--- Begin ---

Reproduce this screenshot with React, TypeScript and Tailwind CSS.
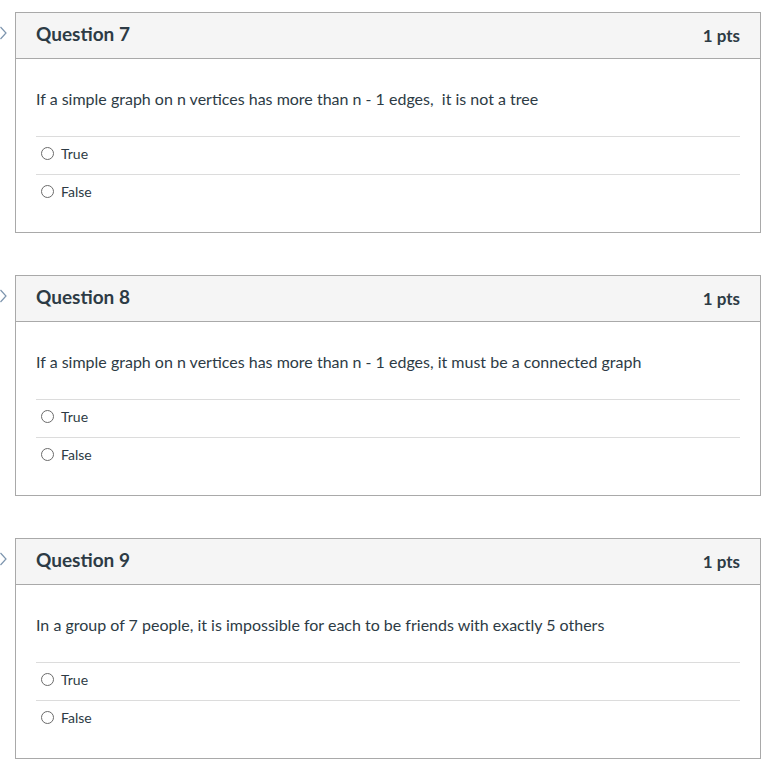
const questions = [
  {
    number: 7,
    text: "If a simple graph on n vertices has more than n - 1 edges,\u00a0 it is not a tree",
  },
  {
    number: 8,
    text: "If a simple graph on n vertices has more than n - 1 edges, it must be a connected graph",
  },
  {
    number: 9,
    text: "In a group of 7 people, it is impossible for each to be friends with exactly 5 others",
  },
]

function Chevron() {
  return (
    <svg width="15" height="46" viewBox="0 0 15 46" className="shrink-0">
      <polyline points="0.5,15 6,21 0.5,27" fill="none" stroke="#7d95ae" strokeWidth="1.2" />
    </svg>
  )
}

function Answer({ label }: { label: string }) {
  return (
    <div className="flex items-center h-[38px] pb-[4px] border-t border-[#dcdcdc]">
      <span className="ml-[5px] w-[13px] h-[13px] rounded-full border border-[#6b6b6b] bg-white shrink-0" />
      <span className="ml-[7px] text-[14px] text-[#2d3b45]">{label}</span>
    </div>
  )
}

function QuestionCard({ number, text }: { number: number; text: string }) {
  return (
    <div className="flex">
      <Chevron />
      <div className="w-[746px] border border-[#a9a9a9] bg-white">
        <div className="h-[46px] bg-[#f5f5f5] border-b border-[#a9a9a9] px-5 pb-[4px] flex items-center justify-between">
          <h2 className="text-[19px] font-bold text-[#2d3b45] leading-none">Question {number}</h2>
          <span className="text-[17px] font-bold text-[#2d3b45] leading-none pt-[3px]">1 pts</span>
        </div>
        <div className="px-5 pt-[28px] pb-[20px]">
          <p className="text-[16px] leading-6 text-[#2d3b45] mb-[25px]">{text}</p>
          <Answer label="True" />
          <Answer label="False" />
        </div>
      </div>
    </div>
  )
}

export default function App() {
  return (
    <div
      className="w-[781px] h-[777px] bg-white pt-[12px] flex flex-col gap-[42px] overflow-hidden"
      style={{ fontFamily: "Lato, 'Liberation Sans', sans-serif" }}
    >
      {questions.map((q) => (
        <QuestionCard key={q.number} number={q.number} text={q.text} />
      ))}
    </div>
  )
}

--- End ---

- **WORK TO COMPLETE**
Transcribe the full listing character for character. Pictures are excluded.

- **EXERCISE ANSWER**
Reproduce this screenshot with React, TypeScript and Tailwind CSS.
const questions = [
  {
    number: 7,
    text: "If a simple graph on n vertices has more than n - 1 edges,\u00a0 it is not a tree",
  },
  {
    number: 8,
    text: "If a simple graph on n vertices has more than n - 1 edges, it must be a connected graph",
  },
  {
    number: 9,
    text: "In a group of 7 people, it is impossible for each to be friends with exactly 5 others",
  },
]

function Chevron() {
  return (
    <svg width="15" height="46" viewBox="0 0 15 46" className="shrink-0">
      <polyline points="0.5,15 6,21 0.5,27" fill="none" stroke="#7d95ae" strokeWidth="1.2" />
    </svg>
  )
}

function Answer({ label }: { label: string }) {
  return (
    <div className="flex items-center h-[38px] pb-[4px] border-t border-[#dcdcdc]">
      <span className="ml-[5px] w-[13px] h-[13px] rounded-full border border-[#6b6b6b] bg-white shrink-0" />
      <span className="ml-[7px] text-[14px] text-[#2d3b45]">{label}</span>
    </div>
  )
}

function QuestionCard({ number, text }: { number: number; text: string }) {
  return (
    <div className="flex">
      <Chevron />
      <div className="w-[746px] border border-[#a9a9a9] bg-white">
        <div className="h-[46px] bg-[#f5f5f5] border-b border-[#a9a9a9] px-5 pb-[4px] flex items-center justify-between">
          <h2 className="text-[19px] font-bold text-[#2d3b45] leading-none">Question {number}</h2>
          <span className="text-[17px] font-bold text-[#2d3b45] leading-none pt-[3px]">1 pts</span>
        </div>
        <div className="px-5 pt-[28px] pb-[20px]">
          <p className="text-[16px] leading-6 text-[#2d3b45] mb-[25px]">{text}</p>
          <Answer label="True" />
          <Answer label="False" />
        </div>
      </div>
    </div>
  )
}

export default function App() {
  return (
    <div
      className="w-[781px] h-[777px] bg-white pt-[12px] flex flex-col gap-[42px] overflow-hidden"
      style={{ fontFamily: "Lato, 'Liberation Sans', sans-serif" }}
    >
      {questions.map((q) => (
        <QuestionCard key={q.number} number={q.number} text={q.text} />
      ))}
    </div>
  )
}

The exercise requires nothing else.